Le Comité demande à l’État partie de prendre des mesures juridiques et pratiques plus rigoureuses et efficaces, y compris en recourant aux médias et à l’éducation, pour s’attaquer à la discrimination et aux inégalités héritées du passé, aux obstacles culturels et aux attitudes patriarcales , afin de lutter contre l’inégalité entre les sexes et la discrimination à l’égard des femmes, comme le prescrivent le paragraphe 2 de l’article 2 et l’article 3 du Pacte. À cet égard, il prie instamment l’État partie d’harmoniser totalement son droit interne, y compris la loi sur le statut personnel des chiites, avec les normes internationales relatives aux droits de l’homme. Dans cette optique, le Comité appelle l’attention de l’État partie sur son Observation générale n o 16 (2005) sur le droit égal de l’homme et de la femme au bénéfice de tous les droits économiques, sociaux et culturels. Il lui recommande également de concevoir et de mettre en œuvre une campagne nationale de sensibilisation du public, visant les femmes comme les hommes, y compris les responsables locaux.
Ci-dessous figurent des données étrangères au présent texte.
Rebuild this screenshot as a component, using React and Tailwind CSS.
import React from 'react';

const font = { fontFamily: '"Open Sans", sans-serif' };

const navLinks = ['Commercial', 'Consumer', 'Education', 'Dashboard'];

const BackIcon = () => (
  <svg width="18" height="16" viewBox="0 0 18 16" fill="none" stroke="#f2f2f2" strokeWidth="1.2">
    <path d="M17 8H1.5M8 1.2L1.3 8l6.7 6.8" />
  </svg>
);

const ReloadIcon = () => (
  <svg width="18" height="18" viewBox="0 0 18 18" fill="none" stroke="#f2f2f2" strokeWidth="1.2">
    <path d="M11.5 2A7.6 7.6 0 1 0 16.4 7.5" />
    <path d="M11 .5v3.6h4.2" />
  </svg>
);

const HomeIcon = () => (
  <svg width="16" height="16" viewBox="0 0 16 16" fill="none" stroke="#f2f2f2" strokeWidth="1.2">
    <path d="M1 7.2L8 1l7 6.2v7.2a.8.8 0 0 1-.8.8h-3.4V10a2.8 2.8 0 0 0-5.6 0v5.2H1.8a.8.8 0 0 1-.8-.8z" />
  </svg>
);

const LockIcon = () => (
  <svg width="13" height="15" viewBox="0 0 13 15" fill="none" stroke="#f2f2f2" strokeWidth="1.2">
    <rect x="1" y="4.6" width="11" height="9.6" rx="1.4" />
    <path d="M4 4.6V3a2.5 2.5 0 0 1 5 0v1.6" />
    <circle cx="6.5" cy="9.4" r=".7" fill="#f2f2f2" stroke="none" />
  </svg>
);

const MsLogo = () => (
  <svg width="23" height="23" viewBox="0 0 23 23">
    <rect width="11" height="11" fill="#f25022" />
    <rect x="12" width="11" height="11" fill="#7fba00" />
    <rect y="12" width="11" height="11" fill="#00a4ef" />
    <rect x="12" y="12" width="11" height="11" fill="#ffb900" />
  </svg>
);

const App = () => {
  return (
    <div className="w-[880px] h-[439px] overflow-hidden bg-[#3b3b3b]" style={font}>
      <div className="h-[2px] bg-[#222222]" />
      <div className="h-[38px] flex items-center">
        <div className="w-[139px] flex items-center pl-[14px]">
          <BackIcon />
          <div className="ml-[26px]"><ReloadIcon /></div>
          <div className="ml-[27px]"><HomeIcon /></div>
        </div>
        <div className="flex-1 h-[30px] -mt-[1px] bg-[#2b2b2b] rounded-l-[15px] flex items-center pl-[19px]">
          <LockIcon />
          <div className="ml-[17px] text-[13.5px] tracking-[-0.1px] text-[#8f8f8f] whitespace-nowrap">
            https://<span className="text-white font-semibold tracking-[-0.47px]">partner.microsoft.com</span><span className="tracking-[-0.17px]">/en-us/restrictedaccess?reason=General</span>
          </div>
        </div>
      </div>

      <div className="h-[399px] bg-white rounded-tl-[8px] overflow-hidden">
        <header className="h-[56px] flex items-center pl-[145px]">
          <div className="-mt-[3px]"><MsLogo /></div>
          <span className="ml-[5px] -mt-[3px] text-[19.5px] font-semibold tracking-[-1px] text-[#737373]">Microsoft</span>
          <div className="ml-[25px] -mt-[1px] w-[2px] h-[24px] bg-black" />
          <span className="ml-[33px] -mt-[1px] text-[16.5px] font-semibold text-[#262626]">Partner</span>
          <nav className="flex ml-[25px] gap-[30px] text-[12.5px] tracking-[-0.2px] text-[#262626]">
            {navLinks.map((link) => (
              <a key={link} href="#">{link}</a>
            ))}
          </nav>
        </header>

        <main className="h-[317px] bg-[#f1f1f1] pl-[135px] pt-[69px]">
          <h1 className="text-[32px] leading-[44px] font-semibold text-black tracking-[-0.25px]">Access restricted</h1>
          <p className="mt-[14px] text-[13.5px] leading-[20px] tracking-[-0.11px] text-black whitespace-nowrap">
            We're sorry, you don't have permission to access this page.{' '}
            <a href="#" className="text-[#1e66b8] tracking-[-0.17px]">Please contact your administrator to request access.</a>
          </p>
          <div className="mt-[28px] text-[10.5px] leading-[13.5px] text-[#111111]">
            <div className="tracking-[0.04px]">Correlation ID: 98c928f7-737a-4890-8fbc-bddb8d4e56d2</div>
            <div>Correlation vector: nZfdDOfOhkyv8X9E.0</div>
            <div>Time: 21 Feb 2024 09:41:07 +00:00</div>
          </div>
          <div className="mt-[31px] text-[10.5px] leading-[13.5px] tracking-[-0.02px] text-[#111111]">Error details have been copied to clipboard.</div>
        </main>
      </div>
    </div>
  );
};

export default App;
19.Le Comité, tout en notant que l’État partie a mis en place un quota temporaire pour l’élection de femmes au Parlement et aux conseils de province, demeure préoccupé par le faible taux de représentation féminine aux postes décisionnaires en Afghanistan (art. 3).

Le Comité recommande à l’État partie de promouvoir la participation des femmes, sur un pied d’égalité, aux processus décisionnels, en particulier aux processus de consolidation de la paix et de réconciliation, et de prendre des mesures temporaires spéciales pour corriger le déséquilibre de la représentation hommes/femmes conformément aux dispositions de l’article 3 du Pacte.
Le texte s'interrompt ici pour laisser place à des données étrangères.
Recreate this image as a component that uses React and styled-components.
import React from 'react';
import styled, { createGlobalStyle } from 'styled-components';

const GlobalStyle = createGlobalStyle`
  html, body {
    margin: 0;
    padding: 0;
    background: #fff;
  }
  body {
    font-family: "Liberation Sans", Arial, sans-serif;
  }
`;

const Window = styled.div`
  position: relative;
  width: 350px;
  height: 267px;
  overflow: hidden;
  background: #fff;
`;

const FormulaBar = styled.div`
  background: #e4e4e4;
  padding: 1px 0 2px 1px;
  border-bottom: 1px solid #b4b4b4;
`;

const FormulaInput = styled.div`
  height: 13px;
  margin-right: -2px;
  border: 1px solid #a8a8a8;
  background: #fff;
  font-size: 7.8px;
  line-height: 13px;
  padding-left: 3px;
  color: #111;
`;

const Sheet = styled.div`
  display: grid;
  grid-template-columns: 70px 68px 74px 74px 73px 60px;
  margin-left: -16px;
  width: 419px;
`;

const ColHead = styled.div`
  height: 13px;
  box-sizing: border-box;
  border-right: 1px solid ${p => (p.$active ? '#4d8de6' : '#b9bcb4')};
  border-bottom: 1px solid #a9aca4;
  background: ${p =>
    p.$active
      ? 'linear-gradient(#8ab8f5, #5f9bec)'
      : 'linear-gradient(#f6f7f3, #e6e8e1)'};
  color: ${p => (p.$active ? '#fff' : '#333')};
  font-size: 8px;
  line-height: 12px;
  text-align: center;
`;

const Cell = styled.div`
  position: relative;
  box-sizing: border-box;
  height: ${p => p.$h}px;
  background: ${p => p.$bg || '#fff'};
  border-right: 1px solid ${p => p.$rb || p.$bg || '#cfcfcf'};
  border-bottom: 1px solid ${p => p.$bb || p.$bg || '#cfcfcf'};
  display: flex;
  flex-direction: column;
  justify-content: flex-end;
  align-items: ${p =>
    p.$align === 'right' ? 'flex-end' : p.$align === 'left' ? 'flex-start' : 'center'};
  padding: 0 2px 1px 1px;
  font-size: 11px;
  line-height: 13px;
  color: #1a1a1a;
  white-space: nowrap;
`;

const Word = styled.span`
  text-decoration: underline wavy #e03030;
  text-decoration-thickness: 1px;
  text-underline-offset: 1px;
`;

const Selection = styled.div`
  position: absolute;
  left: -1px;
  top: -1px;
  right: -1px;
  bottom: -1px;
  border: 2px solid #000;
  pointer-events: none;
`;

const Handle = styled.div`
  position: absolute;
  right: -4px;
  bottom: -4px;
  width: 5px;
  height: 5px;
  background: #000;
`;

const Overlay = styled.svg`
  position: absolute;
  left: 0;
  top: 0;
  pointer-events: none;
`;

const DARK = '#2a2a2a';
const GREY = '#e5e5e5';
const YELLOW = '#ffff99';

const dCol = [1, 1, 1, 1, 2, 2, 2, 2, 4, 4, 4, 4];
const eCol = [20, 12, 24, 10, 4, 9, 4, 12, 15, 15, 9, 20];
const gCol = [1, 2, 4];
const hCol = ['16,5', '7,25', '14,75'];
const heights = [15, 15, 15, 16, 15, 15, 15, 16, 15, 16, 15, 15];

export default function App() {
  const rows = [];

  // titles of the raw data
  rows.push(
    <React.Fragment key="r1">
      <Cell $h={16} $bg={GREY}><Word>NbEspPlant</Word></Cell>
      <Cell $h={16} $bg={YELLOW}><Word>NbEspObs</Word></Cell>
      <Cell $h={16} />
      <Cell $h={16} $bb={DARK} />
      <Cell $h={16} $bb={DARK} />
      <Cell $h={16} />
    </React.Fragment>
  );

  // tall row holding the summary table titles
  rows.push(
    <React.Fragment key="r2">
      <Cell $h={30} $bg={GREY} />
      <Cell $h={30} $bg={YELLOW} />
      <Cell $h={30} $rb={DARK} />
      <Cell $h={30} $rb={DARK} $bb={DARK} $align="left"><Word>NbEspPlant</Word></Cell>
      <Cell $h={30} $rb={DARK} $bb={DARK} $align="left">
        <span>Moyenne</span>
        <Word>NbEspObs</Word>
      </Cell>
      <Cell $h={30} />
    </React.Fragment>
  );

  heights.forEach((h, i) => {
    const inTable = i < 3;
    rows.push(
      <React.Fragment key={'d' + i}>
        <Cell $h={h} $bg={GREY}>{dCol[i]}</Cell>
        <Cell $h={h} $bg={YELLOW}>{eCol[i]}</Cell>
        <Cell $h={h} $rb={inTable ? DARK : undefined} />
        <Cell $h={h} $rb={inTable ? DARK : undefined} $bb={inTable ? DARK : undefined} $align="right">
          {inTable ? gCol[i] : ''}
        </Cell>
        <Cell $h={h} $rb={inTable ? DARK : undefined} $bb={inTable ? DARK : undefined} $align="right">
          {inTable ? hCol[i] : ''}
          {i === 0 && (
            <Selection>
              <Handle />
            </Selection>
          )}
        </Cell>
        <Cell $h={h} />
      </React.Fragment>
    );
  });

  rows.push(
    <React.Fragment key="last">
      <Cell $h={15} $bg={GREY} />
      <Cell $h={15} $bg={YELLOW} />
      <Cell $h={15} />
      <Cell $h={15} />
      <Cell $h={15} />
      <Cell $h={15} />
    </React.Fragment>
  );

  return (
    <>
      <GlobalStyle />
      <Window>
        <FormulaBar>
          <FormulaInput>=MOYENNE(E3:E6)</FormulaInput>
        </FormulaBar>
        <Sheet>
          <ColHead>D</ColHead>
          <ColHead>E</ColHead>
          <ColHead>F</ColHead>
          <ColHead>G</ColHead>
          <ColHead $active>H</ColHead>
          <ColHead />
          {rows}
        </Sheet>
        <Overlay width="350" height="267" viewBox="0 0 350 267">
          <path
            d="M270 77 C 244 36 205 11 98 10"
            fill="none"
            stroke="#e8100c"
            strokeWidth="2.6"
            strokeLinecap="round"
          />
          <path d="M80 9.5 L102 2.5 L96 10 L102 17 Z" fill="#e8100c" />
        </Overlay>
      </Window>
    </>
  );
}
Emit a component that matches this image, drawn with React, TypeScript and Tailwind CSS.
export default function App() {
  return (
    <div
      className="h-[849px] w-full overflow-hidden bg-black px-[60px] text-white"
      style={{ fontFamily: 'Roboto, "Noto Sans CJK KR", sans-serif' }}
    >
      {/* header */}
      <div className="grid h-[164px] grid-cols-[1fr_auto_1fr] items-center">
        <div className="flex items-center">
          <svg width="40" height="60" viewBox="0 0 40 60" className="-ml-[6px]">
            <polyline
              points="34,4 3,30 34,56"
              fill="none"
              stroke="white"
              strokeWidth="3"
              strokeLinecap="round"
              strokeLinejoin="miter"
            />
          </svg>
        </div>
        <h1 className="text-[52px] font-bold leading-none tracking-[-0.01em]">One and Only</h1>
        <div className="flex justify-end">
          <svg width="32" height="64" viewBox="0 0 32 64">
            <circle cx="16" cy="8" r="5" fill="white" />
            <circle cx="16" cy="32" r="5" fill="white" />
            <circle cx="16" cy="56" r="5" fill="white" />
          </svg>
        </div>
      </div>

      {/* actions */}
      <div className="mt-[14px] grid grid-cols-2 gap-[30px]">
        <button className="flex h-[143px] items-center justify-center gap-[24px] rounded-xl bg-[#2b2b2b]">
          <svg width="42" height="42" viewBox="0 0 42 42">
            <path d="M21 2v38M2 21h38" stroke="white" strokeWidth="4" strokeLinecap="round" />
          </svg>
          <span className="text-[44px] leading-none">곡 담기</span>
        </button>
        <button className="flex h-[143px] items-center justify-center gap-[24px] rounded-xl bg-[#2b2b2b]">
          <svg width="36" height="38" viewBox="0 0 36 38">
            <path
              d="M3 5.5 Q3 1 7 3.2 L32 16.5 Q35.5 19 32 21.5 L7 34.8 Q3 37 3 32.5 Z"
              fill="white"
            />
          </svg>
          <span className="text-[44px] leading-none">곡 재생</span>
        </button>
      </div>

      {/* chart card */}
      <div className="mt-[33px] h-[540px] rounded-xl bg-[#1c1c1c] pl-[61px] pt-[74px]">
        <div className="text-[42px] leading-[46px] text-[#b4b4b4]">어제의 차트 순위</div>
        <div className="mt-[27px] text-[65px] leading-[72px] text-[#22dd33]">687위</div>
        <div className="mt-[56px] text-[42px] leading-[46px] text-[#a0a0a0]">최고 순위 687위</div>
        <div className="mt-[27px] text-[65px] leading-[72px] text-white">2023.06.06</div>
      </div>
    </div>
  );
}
20.Le Comité note avec préoccupation que des personnes ont été soumises à des travaux forcés ou obligatoires dans l’État partie comme sanction pour avoir eu ou exprimé des opinions politiques ou idéologiques (art. 6).

Le Comité prie instamment l’État partie de prendre les mesures qui s’imposent, y compris de revoir le Code pénal, pour veiller à ce que le travail forcé ou obligatoire ne soit pas utilisé comme sanction.

21.Le Comité est préoccupé par le fait que le chômage dans l’État partie est difficile à quantifier en l’absence de statistiques du travail pertinentes et fiables ainsi que d’informations sur le marché du travail (art. 6).

22.Le Comité est préoccupé par l’absence de possibilités d’emploi pour les jeunes, les rapatriés et les personnes déplacées dans leur propre pays, en particulier dans le secteur agricole (art. 6).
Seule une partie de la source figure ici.